Now, for the stability of the electron, this electrostatic force has to be equal to the centripetal force that results from the circular motion of electron and can be expressed as follows:
${\rm{Centripetal\, force}} = \dfrac{{{m_e}{v^2}}}{r}$
Here, \[{m_e}\] is the mass of an electron and $v$ is the velocity of the electron. Now, let’s equate these two forces as follows:
$\dfrac{{{m_e}{v^2}}}{r} = \dfrac{{{e^2}}}{{4\pi {\varepsilon _0}{r^2}}}$
As per the quantization of angular momentum, we can write an expression for this as follows:
${m_e}vr = \dfrac{{nh}}{{2\pi }}$
Here, $n$ is the principal quantum number for the orbit and $h$ is the Planck’s constant. We will take the square of both the sides as follows:
${m_e}^2{v^2}{r^2} = \dfrac{{{n^2}{h^2}}}{{4{\pi ^2}}}$
Let’s rewrite this equation as follows:
$\left( {\dfrac{{{m_e}{v^2}}}{r}} \right){m_e}{r^3} = \dfrac{{{n^2}{h^2}}}{{4{\pi ^2}}}$
Now, we can substitute the equated expression between the two forces in this expression as follows:
$\left( {\dfrac{{{e^2}}}{{4\pi {\varepsilon _0}{r^2}}}} \right){m_e}{r^3} = \dfrac{{{n^2}{h^2}}}{{4{\pi ^2}}}$
Let’s simplify this for radius of the Bohr orbit as follows:
\[r = {n^2}\dfrac{{{\varepsilon _0}{h^2}}}{{\pi {m_e}{e^2}}}\]

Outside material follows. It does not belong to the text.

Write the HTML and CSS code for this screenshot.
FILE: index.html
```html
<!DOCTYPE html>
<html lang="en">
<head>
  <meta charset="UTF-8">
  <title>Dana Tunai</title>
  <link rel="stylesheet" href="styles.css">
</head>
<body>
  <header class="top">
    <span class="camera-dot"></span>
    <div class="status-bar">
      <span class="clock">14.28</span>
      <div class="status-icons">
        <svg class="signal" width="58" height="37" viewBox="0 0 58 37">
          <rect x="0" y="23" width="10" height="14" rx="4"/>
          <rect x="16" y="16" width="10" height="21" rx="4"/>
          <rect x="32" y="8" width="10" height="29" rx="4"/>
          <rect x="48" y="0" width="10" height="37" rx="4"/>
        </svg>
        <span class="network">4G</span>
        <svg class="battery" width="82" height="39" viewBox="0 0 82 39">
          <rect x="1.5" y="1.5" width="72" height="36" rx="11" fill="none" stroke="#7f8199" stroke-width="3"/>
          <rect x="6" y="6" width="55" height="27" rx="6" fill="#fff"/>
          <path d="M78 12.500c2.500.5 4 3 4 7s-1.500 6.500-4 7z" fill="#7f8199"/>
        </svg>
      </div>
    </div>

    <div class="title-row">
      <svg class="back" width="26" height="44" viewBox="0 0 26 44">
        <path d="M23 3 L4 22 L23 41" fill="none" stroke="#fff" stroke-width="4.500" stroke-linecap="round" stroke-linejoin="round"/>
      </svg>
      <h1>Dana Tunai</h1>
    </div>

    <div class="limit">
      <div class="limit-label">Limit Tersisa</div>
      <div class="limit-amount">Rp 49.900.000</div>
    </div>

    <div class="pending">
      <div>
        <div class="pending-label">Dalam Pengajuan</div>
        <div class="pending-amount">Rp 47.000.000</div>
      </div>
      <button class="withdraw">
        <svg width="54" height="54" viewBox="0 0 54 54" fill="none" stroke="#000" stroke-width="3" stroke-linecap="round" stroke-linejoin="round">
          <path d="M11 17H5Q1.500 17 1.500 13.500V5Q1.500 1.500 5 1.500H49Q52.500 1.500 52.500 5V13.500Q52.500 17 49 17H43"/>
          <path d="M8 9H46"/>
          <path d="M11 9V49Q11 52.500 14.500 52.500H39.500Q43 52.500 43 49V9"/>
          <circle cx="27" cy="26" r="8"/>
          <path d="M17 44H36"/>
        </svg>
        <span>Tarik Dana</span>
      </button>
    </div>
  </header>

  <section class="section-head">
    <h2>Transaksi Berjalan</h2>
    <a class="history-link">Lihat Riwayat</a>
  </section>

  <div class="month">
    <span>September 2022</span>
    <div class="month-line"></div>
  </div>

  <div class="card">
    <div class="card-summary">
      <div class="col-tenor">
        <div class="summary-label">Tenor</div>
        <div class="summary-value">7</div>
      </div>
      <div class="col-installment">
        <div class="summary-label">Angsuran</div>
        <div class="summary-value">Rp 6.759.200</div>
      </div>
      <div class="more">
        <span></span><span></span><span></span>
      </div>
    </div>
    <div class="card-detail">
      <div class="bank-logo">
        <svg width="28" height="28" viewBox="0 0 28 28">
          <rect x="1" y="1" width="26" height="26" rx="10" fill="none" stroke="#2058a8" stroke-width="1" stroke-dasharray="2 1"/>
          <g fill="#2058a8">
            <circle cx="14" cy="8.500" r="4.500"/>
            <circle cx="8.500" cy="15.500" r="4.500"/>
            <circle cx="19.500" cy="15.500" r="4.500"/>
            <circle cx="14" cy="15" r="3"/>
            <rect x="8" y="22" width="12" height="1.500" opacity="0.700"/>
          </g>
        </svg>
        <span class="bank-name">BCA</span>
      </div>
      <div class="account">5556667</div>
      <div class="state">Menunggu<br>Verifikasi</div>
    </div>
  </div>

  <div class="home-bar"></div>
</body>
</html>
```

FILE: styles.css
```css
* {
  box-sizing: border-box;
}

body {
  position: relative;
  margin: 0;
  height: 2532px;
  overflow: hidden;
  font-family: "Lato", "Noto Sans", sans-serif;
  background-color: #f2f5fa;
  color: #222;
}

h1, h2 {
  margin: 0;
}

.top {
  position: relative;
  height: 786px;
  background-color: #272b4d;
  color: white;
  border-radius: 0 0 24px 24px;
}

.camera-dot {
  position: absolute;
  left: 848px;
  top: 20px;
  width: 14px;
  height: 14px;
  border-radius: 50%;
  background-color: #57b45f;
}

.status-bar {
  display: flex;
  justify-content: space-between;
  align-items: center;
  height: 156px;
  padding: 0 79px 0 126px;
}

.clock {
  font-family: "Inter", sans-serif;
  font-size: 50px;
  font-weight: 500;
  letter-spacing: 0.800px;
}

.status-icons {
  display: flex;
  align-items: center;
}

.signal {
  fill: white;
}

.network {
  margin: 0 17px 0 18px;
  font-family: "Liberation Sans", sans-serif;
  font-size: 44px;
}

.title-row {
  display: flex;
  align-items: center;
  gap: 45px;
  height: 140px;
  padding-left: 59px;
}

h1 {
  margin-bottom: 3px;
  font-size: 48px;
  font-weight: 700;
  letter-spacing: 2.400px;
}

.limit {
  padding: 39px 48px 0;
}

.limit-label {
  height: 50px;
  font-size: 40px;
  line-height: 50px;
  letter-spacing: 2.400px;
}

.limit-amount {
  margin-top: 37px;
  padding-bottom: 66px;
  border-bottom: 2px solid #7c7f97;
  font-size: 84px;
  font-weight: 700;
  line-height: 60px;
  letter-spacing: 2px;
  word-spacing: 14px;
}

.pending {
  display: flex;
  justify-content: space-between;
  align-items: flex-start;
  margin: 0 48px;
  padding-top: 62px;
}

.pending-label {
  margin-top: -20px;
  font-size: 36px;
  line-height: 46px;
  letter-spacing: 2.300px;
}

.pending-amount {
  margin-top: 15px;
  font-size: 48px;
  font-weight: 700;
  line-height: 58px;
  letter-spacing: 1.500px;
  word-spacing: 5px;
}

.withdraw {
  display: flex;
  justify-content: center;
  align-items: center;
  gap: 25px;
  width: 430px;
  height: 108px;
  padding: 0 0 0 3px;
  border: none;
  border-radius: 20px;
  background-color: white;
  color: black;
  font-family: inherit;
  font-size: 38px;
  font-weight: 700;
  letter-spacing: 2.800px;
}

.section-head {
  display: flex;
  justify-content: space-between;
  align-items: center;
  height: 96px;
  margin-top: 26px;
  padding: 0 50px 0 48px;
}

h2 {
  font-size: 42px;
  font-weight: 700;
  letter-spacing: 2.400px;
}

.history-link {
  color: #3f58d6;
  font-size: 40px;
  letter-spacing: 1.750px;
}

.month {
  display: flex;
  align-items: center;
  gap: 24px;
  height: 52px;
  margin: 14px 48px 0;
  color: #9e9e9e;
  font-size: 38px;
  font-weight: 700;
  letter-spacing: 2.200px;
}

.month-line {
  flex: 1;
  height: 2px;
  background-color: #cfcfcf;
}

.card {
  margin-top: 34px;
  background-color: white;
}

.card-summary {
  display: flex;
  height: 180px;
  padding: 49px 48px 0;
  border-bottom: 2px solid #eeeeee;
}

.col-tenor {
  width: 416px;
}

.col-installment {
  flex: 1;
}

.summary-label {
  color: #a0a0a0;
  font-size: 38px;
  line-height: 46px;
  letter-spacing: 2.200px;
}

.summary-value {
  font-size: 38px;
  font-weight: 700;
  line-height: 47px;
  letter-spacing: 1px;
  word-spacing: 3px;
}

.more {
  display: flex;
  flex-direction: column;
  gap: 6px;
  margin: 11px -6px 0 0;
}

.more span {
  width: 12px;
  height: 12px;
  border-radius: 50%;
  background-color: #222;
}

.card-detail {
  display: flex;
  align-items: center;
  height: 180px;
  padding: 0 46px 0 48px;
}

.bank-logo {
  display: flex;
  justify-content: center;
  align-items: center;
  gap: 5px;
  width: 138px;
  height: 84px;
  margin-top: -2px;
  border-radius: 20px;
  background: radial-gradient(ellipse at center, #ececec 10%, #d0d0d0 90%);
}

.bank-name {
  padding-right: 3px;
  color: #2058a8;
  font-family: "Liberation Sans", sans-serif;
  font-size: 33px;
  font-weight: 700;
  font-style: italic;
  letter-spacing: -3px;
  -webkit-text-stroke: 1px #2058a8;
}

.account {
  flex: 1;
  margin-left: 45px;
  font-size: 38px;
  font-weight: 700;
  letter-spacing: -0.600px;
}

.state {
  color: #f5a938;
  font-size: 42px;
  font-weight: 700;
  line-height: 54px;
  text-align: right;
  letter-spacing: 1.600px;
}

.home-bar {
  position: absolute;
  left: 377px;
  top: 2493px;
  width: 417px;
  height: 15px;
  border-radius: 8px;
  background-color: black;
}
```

Finally, we can substitute the given values in this expression to determine the radius of the second Bohr orbit as follows:
\[
r = {n^2}\dfrac{{{\varepsilon _0}{h^2}}}{{\pi {m_e}{e^2}}}\\
 = {\left( 2 \right)^2}\dfrac{{\left( {8.854185 \times {{10}^{ - 12}}\;{\rm{k}}{{\rm{g}}^{ - 1}}{{\rm{m}}^{ - 3}}{{\rm{C}}^2}{{\rm{s}}^2}} \right){{\left( {6.6262 \times {{10}^{ - 34}}\;{\rm{kg}}{{\rm{m}}^2}{{\rm{s}}^{ - 2}}{\rm{s}}} \right)}^2}}}{{\pi \left( {9.1091 \times {{10}^{ - 31}}\;{\rm{kg}}} \right){{\left( {1.60210 \times {{10}^{ - 19}}\;{\rm{C}}} \right)}^2}}}\\
 = 21.18 \times {10^{ - 11}}\;{\rm{m}}\\
 = 2.12\;\mathop {\rm{A}}\limits^{\rm{o}}
\]

Hence, the correct option is C. \[2.12\;\mathop {\rm{A}}\limits^{\rm{o}} \]

Note:
Radius of \[{n^{{\rm{th}}}}\] Bohr orbit can also be calculated by a simple formula \[{n^2}\left( {52.9\,{\rm{ pm}}} \right)\] as \[52.9\,{\rm{ pm}}\] is the radius of first Bohr orbit.